Car industry set to meet 2024 EV sales target, analysis finds
The UK car industry is on course to meet the Government’s electric vehicle sales requirement this year despite some manufacturers complaining it is too tough, according to new analysis.
The Energy and Climate Intelligence Unit (ECIU) think tank said this is because the zero-emission vehicle (Zev) mandate takes into account credits earned from selling lower-emission hybrid petrol and diesel vehicles, as well as sales of fully electric vehicles.
It calculated the former is on track to achieve a market share of more than 3% this year, with the latter at around 19%.
This means the Zev mandate target of 22% for each manufacturer is set to be achieved as an average across the industry, the ECIU said.
The mandate is having the desired effect of driving down costs and driving up sales
Colin Walker, ECIU
The percentage will increase each year, such as to 28% in 2025 and 80% in 2030.
Failure to abide by the mandate or make use of flexibilities – such as buying credits from rival companies or making more sales in future years – will result in a manufacturer being required to pay the Government £15,000 per polluting car sold above the limits.
Industry body the Society of Motor Manufacturers and Traders (SMMT) insisted more flexibilities are needed to enable some car makers to meet “the challenging target set this year”.
The Government is developing a consultation on relaxing the mandate’s rules following pressure from the automotive industry.
ECIU head of transport Colin Walker said: “The mandate is having the desired effect of driving down costs and driving up sales, enabling more families to get behind the wheel of cleaner, cheaper-to-run cars.
“Some manufacturers have been slow to wake up to the global shift towards EVs and are being left behind, but many – including BMW, Mercedes and Hyundai – are ahead of the mandate targets.
“Lowering the UK’s EV ambitions by weakening the mandate would risk putting the UK car industry in the slow lane at a time when global competition is hotting up, and stalling billions of pounds of investment in charging infrastructure.
“Weakening the mandate will remove competition, prices could well increase, growth in EV sales will slow and expansion of the second-hand EV market will be held back, leaving people stuck driving dirtier and more expensive-to-run petrol cars for longer.”
Ginny Buckley, chief executive of car buying website Electrifying.com, said: “The Zev mandate ensures that the car industry shifts away from fossil fuels, providing it with a clear direction and timeline to work from, allowing manufacturers to plan production, streamline supply chains, and invest in new technology effectively.”
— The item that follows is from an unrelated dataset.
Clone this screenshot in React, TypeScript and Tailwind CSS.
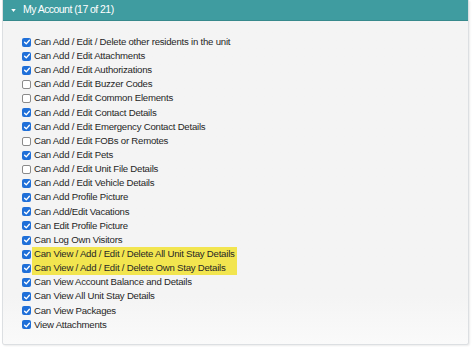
type Permission = { label: string; checked: boolean }

const before: Permission[] = [
  { label: 'Can Add / Edit / Delete other residents in the unit', checked: true },
  { label: 'Can Add / Edit Attachments', checked: true },
  { label: 'Can Add / Edit Authorizations', checked: true },
  { label: 'Can Add / Edit Buzzer Codes', checked: false },
  { label: 'Can Add / Edit Common Elements', checked: false },
  { label: 'Can Add / Edit Contact Details', checked: true },
  { label: 'Can Add / Edit Emergency Contact Details', checked: true },
  { label: 'Can Add / Edit FOBs or Remotes', checked: false },
  { label: 'Can Add / Edit Pets', checked: true },
  { label: 'Can Add / Edit Unit File Details', checked: false },
  { label: 'Can Add / Edit Vehicle Details', checked: true },
  { label: 'Can Add Profile Picture', checked: true },
  { label: 'Can Add/Edit Vacations', checked: true },
  { label: 'Can Edit Profile Picture', checked: true },
  { label: 'Can Log Own Visitors', checked: true },
]

// the two rows marked up in yellow
const highlighted: Permission[] = [
  { label: 'Can View / Add / Edit / Delete All Unit Stay Details', checked: true },
  { label: 'Can View / Add / Edit / Delete Own Stay Details', checked: true },
]

const after: Permission[] = [
  { label: 'Can View Account Balance and Details', checked: true },
  { label: 'Can View All Unit Stay Details', checked: true },
  { label: 'Can View Packages', checked: true },
  { label: 'View Attachments', checked: true },
]

function Box({ checked }: { checked: boolean }) {
  if (checked) {
    return (
      <span className="grid h-[9px] w-[9px] shrink-0 place-items-center rounded-[2px] bg-[#1f6fd8]">
        <svg viewBox="0 0 10 10" className="h-[8px] w-[8px]" fill="none">
          <path d="M2 5.2 4.1 7.3 8 2.8" stroke="#fff" strokeWidth="1.7" strokeLinecap="round" strokeLinejoin="round" />
        </svg>
      </span>
    )
  }
  return <span className="h-[9px] w-[9px] shrink-0 rounded-[2px] border border-[#8a8a8a] bg-white" />
}

function Row({ p }: { p: Permission }) {
  return (
    <div className="flex h-[14.15px] items-center gap-[3px]">
      <Box checked={p.checked} />
      <span>{p.label}</span>
    </div>
  )
}

export default function App() {
  return (
    <div className="h-[347px] w-[474px] bg-white pl-[2px] pr-[5px]" style={{ fontFamily: '"Liberation Sans", Arial, sans-serif' }}>
      <div className="flex h-[345px] flex-col overflow-hidden rounded-b-[3px] border border-t-0 border-[#dcdfe2] bg-[#f4f4f4] shadow-[1px_1px_2px_rgba(0,0,0,0.08)]">
        <div className="flex h-[21px] shrink-0 items-center gap-[7px] border-b border-[#37898c] bg-[#3f9ca0] pl-[8px] text-[10.5px] font-medium tracking-[-0.55px] text-white">
          <svg viewBox="0 0 6 4" className="h-[3px] w-[5px]">
            <path d="M0 0h6L3 4z" fill="#fff" />
          </svg>
          <span>My Account (17 of 21)</span>
        </div>
        <div className="flex flex-1 flex-col bg-gradient-to-b from-[#f4f4f4] from-85% to-[#fafafa] pl-[19px] pt-[14px] text-[9.6px] tracking-[-0.22px] text-[#262626]">
          {before.map((p) => (
            <Row key={p.label} p={p} />
          ))}
          <div className="flex">
            <div className="flex flex-col">
              {highlighted.map((p) => (
                <div key={p.label} className="flex h-[14.15px] items-center">
                  <Box checked={p.checked} />
                </div>
              ))}
            </div>
            <div className="ml-[1px] flex flex-col bg-[#f2e54f] pl-[2px] pr-[2px]">
              {highlighted.map((p) => (
                <div key={p.label} className="flex h-[14.15px] items-center">
                  {p.label}
                </div>
              ))}
            </div>
          </div>
          {after.map((p) => (
            <Row key={p.label} p={p} />
          ))}
        </div>
      </div>
    </div>
  )
}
SMMT chief executive Mike Hawes said: “While registrations of new electric vehicles are increasing, underlying demand is still significantly below expectations.
“This is forcing manufacturers to subsidise the transition to the tune of £4 billion this year alone.
“Existing flexibilities in the regulation do help, but they are insufficient to meet the challenging target set this year, such that manufacturers are having to consider constraining the sale on non-EV vehicles, credit purchases from rivals, or exorbitant compliance payments to Government.
“A successful mandate that drives decarbonisation needs flexibilities that recognise volume growth is more important than market share.
“Workable regulation – backed with incentives – will set us up for success and green growth over the next decade.”
A Department for Transport spokesperson said: “The flexibilities included in the zero-emission vehicle mandate mean we expect all manufacturers will meet their targets for 2024.
“As more people make a switch to electric vehicles, they’ll see the benefits of cheaper motoring, lower emissions, and we’ll drive growth and jobs in the industries of the future.
“We are investing £2.3 billion to boost the uptake of electric vehicles, and our measures are working, with EVs making up one in four of all cars sold this November.”